Bobby later described his brother as “bohemian” and “carefree”. Though it was assumed that Bobby’s 1973 hit, “Harry Hippie”, was about him, Bobby later said that it was just a song given to him by his collaborator and friend, country singer-songwriter Jim Ford. Nonetheless, during performances of the song, Harry would do dance numbers, which caused laughter among audience members and Bobby himself. Harry’s last professional recording was singing background (tenor) on Bobby’s album, Lookin’ for a Love Again, released in January 1974. The title track would find success for a third time after its release.

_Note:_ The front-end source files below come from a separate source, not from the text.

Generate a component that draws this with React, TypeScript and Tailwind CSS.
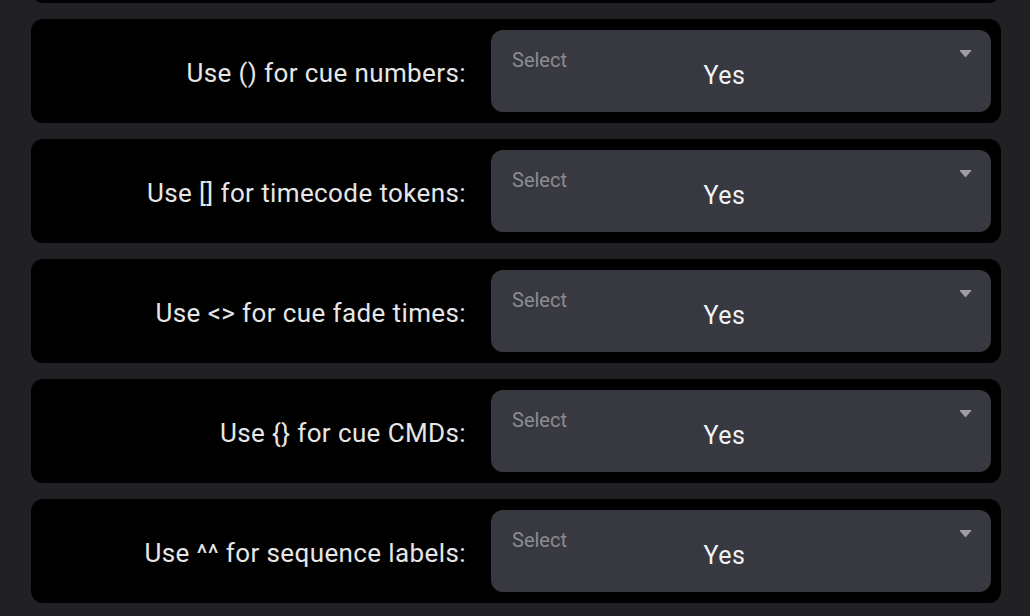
import { useState } from 'react'

const options = [
  { label: 'Use () for cue numbers:', value: 'Yes' },
  { label: 'Use [] for timecode tokens:', value: 'Yes' },
  { label: 'Use <> for cue fade times:', value: 'Yes' },
  { label: 'Use {} for cue CMDs:', value: 'Yes' },
  { label: 'Use ^^ for sequence labels:', value: 'Yes' },
]

function SelectBox({ value }: { value: string }) {
  return (
    <div className="relative w-[500px] h-[82px] shrink-0 rounded-[12px] bg-[#383840] flex items-center justify-center pl-[22px] pr-[55px] pt-[9px]">
      <span className="absolute left-[21px] top-[18px] text-[20px] leading-[24px] text-[#8b8b90]">Select</span>
      <span className="text-[25px] leading-[30px] tracking-[0.02em] text-[#f2f2f2]">{value}</span>
      <svg className="absolute top-[19px] right-[19px]" width="13" height="9" viewBox="0 0 13 9">
        <path d="M1 1.5 L12 1.5 L6.5 8 Z" fill="#9c9ca2" stroke="#9c9ca2" strokeWidth="1" strokeLinejoin="round" />
      </svg>
    </div>
  )
}

function OptionRow({ label, value }: { label: string; value: string }) {
  return (
    <div className="h-[104px] rounded-[12px] bg-black flex items-center gap-[25px] pr-[10px]">
      <div className="flex-1 text-right text-[26px] leading-[36px] tracking-[0.015em] text-[#e6e6e6] mt-[4px] whitespace-nowrap">{label}</div>
      <SelectBox value={value} />
    </div>
  )
}

export default function App() {
  const [rows] = useState(options)

  return (
    <div className="h-[616px] overflow-hidden bg-[#212125] font-['Roboto',sans-serif]">
      <div className="ml-[31px] w-[970px] flex flex-col gap-[16px] -mt-[101px]">
        {/* row above, scrolled mostly out of view */}
        <div className="h-[104px] rounded-[12px] bg-black" />
        {rows.map((r) => (
          <OptionRow key={r.label} label={r.label} value={r.value} />
        ))}
      </div>
    </div>
  )
}
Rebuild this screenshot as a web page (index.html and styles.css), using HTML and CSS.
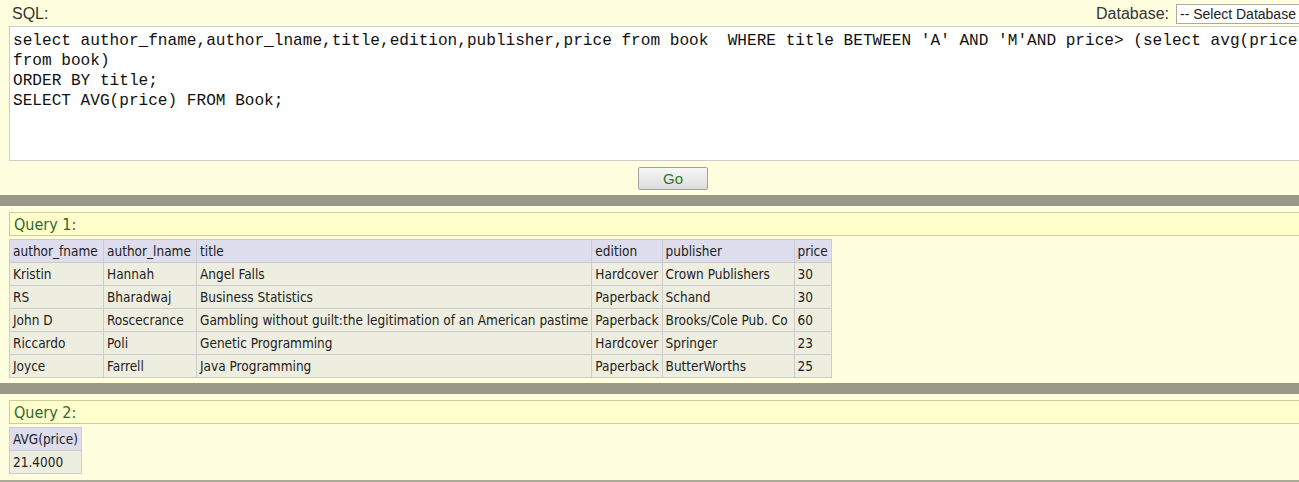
FILE: index.html
```html
<!DOCTYPE html>
<html>
<head>
<meta charset="utf-8">
<link rel="stylesheet" href="styles.css">
</head>
<body>
<div class="page">
  <div class="top">
    <span class="label">SQL:</span>
    <span class="db">
      <span class="label">Database:</span>
      <select class="db-select"><option>-- Select Database --</option></select>
    </span>
  </div>
  <textarea class="editor" spellcheck="false">select author_fname,author_lname,title,edition,publisher,price from book  WHERE title BETWEEN 'A' AND 'M'AND price&gt; (select avg(price)
from book)
ORDER BY title;
SELECT AVG(price) FROM Book;</textarea>
  <div class="go-row"><button class="go">Go</button></div>

  <div class="bar"></div>
  <div class="result">
    <div class="qhead">Query 1:</div>
    <table class="grid">
      <colgroup>
        <col class="c1"><col class="c2"><col class="c3"><col class="c4"><col class="c5"><col class="c6">
      </colgroup>
      <tr><th>author_fname</th><th>author_lname</th><th>title</th><th>edition</th><th>publisher</th><th>price</th></tr>
      <tr><td>Kristin</td><td>Hannah</td><td>Angel Falls</td><td>Hardcover</td><td>Crown Publishers</td><td>30</td></tr>
      <tr><td>RS</td><td>Bharadwaj</td><td>Business Statistics</td><td>Paperback</td><td>Schand</td><td>30</td></tr>
      <tr><td>John D</td><td>Roscecrance</td><td>Gambling without guilt:the legitimation of an American pastime</td><td>Paperback</td><td>Brooks/Cole Pub. Co</td><td>60</td></tr>
      <tr><td>Riccardo</td><td>Poli</td><td>Genetic Programming</td><td>Hardcover</td><td>Springer</td><td>23</td></tr>
      <tr><td>Joyce</td><td>Farrell</td><td>Java Programming</td><td>Paperback</td><td>ButterWorths</td><td>25</td></tr>
    </table>
  </div>

  <div class="bar"></div>
  <div class="result last">
    <div class="qhead">Query 2:</div>
    <table class="grid">
      <colgroup><col class="a1"></colgroup>
      <tr><th>AVG(price)</th></tr>
      <tr><td>21.4000</td></tr>
    </table>
  </div>
</div>
</body>
</html>
```

FILE: styles.css
```css
html, body {
  margin: 0;
  padding: 0;
}
body {
  background: #ffffe0;
  width: 1299px;
  height: 482px;
  overflow: hidden;
  font-family: "Liberation Sans", Arial, sans-serif;
  color: #222;
}
.page {
  width: 1346px;
}
.top {
  display: flex;
  justify-content: space-between;
  align-items: center;
  height: 26px;
  padding: 1px 10px 0 12px;
  box-sizing: border-box;
}
.label {
  font-size: 16px;
  color: #333;
}
.db {
  display: flex;
  align-items: center;
  gap: 7px;
}
.db-select {
  width: 160px;
  height: 20px;
  font-family: "Liberation Sans", Arial, sans-serif;
  font-size: 14px;
  color: #222;
  background: #fff;
  border: 1px solid #a9a9a9;
  border-radius: 0;
  padding: 0 3px;
  appearance: none;
  -webkit-appearance: none;
}
.editor {
  display: block;
  margin: 0 0 0 9px;
  width: 1328px;
  height: 135px;
  box-sizing: border-box;
  border: 1px solid #cccccc;
  background: #fff;
  padding: 4px 3px 2px;
  font-family: "Liberation Mono", "Courier New", monospace;
  font-size: 16.1px;
  line-height: 20px;
  color: #111;
  resize: none;
  white-space: pre;
  overflow: hidden;
}
.go-row {
  display: flex;
  justify-content: center;
  padding-top: 6px;
  height: 34px;
  box-sizing: border-box;
}
.go {
  width: 70px;
  height: 23px;
  border: 1px solid #a0a0a0;
  border-radius: 2px;
  background: linear-gradient(#f8f8f8, #dcdcdc);
  color: #2d7a2d;
  font-family: "Liberation Sans", Arial, sans-serif;
  font-size: 15px;
  padding: 0;
}
.bar {
  height: 11px;
  background: #999988;
}
.result {
  padding: 6px 0 5px 9px;
}
.result.last {
  padding-bottom: 6px;
  border-bottom: 2px solid #aaaa99;
}
.qhead {
  width: 1328px;
  height: 24px;
  box-sizing: border-box;
  border: 1px solid #cccc99;
  background: #ffffcc;
  color: #336633;
  font-family: "DejaVu Sans Condensed", "Liberation Sans", sans-serif;
  font-size: 16px;
  line-height: 23px;
  padding-left: 4px;
}
.grid {
  margin-top: 3px;
  border-collapse: collapse;
  table-layout: fixed;
  font-family: "DejaVu Sans Condensed", "Liberation Sans", sans-serif;
  font-size: 13.5px;
  color: #222;
}
.grid th, .grid td {
  border: 1px solid #cccccc;
  height: 23px;
  padding: 0 3px;
  box-sizing: border-box;
  text-align: left;
  font-weight: normal;
  white-space: nowrap;
  overflow: hidden;
}
.grid th {
  background: #ddddee;
}
.grid td {
  background: #eeeee0;
}
.c1 { width: 94px; }
.c2 { width: 93px; }
.c3 { width: 395px; }
.c4 { width: 70px; }
.c5 { width: 132px; }
.c6 { width: 36px; }
.a1 { width: 71px; }
```
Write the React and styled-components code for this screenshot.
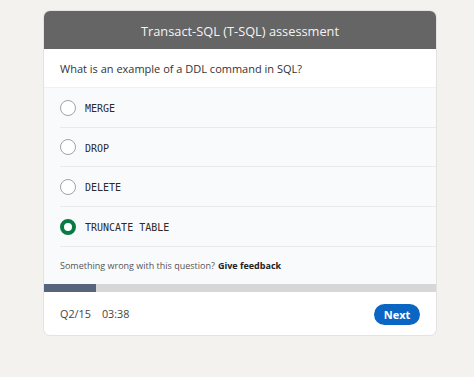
import React from "react";
import styled, { createGlobalStyle } from "styled-components";

const Global = createGlobalStyle`
  html, body { margin: 0; padding: 0; background: #f3f2ef; }
  body { font-family: "Open Sans", "Noto Sans", sans-serif; }
`;

const Page = styled.div`
  width: 474px;
  height: 377px;
  box-sizing: border-box;
  padding: 11px 38px 0 44px;
  background: #f3f2ef;
`;

const Card = styled.div`
  background: #fff;
  border-radius: 6px;
  overflow: hidden;
  box-shadow: 0 0 0 1px rgba(0, 0, 0, 0.06);
`;

const Header = styled.div`
  height: 38px;
  background: #656565;
  color: #f4f4f4;
  display: flex;
  align-items: center;
  justify-content: center;
  font-size: 12.8px;
  padding-top: 1px;
  box-sizing: border-box;
`;

const Question = styled.div`
  height: 38px;
  display: flex;
  align-items: center;
  padding-left: 16px;
  font-size: 11px;
  color: #333;
`;

const Options = styled.div`
  background: #f9fafb;
  border-top: 1px solid #eef0f2;
`;

const Option = styled.label`
  height: ${(p) => p.$h}px;
  margin-left: 16px;
  display: flex;
  align-items: center;
  gap: 9px;
  border-bottom: 1px solid #e8eaed;
  box-sizing: border-box;
`;

const Radio = styled.span`
  width: 16px;
  height: 16px;
  box-sizing: border-box;
  border-radius: 50%;
  border: ${(p) => (p.$checked ? "4px solid #0a7a45" : "1.5px solid #a3a3a3")};
  background: #fff;
  flex: none;
`;

const Code = styled.span`
  font-family: "DejaVu Sans Mono", "Liberation Mono", monospace;
  font-size: 10px;
  color: #2b2b2b;
  padding-top: 2px;
`;

const Feedback = styled.div`
  height: 37px;
  background: #f9fafb;
  display: flex;
  align-items: center;
  padding-left: 16px;
  font-size: 9px;
  color: #555;
  b { color: #222; font-weight: 700; margin-left: 3px; }
`;

const Track = styled.div`
  height: 8px;
  background: #d7d7d7;
`;

const Fill = styled.div`
  height: 100%;
  background: #56657d;
`;

const Footer = styled.div`
  height: 43px;
  display: flex;
  align-items: center;
  padding: 0 16px;
  font-size: 10.8px;
  color: #444;
  gap: 11px;
`;

const Spacer = styled.div`
  flex: 1;
`;

const Next = styled.button`
  border: none;
  background: #0a66c2;
  color: #fff;
  font-family: inherit;
  font-weight: 700;
  font-size: 11px;
  height: 21px;
  width: 46px;
  border-radius: 11px;
  padding: 0;
  margin-top: 2px;
`;

const options = [
  { t: "MERGE", h: 40 },
  { t: "DROP", h: 39 },
  { t: "DELETE", h: 40 },
  { t: "TRUNCATE TABLE", h: 40, c: true },
];

export default function App() {
  return (
    <Page>
      <Global />
      <Card>
        <Header>Transact-SQL (T-SQL) assessment</Header>
        <Question>What is an example of a DDL command in SQL?</Question>
        <Options>
          {options.map((o) => (
            <Option key={o.t} $h={o.h}>
              <Radio $checked={o.c} />
              <Code>{o.t}</Code>
            </Option>
          ))}
        </Options>
        <Feedback>
          Something wrong with this question?<b>Give feedback</b>
        </Feedback>
        <Track>
          <Fill style={{ width: `${(2 / 15) * 100}%` }} />
        </Track>
        <Footer>
          <span>Q2/15</span>
          <span>03:38</span>
          <Spacer />
          <Next>Next</Next>
        </Footer>
      </Card>
    </Page>
  );
}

Noting the continuing escalation of relational problems with his girlfriend, Bobby suggested Harry stay at his home for “a time” while he went out on a promotional tour for his new album. On the night of March 9, 1974, Womack and his girlfriend of several years (who had a child prior to their relationship that Harry looked out for) began arguing, after the woman claimed she had found another woman’s undergarments in a room Womack was occupying at his brother Bobby’s house. Womack was stabbed to death by the girlfriend. The undergarments later turned out to be from a girlfriend of Bobby’s. He is buried at Forest Lawn Memorial Park (Glendale).

Though not written about him, Bobby, until the day of his death in 2014, performed “Harry Hippie” as a tribute to Harry, Bobby further expounded on his brother’s death in an interview quote about the song and in Understanding (Bobby Womack album) wiki article under the Harry Hippie section. A week after Harry’s death, his last recording as a background vocalist, “Lookin’ for a Love”, reached number-one on the R&B chart and number ten on the pop chart, later selling two million copies.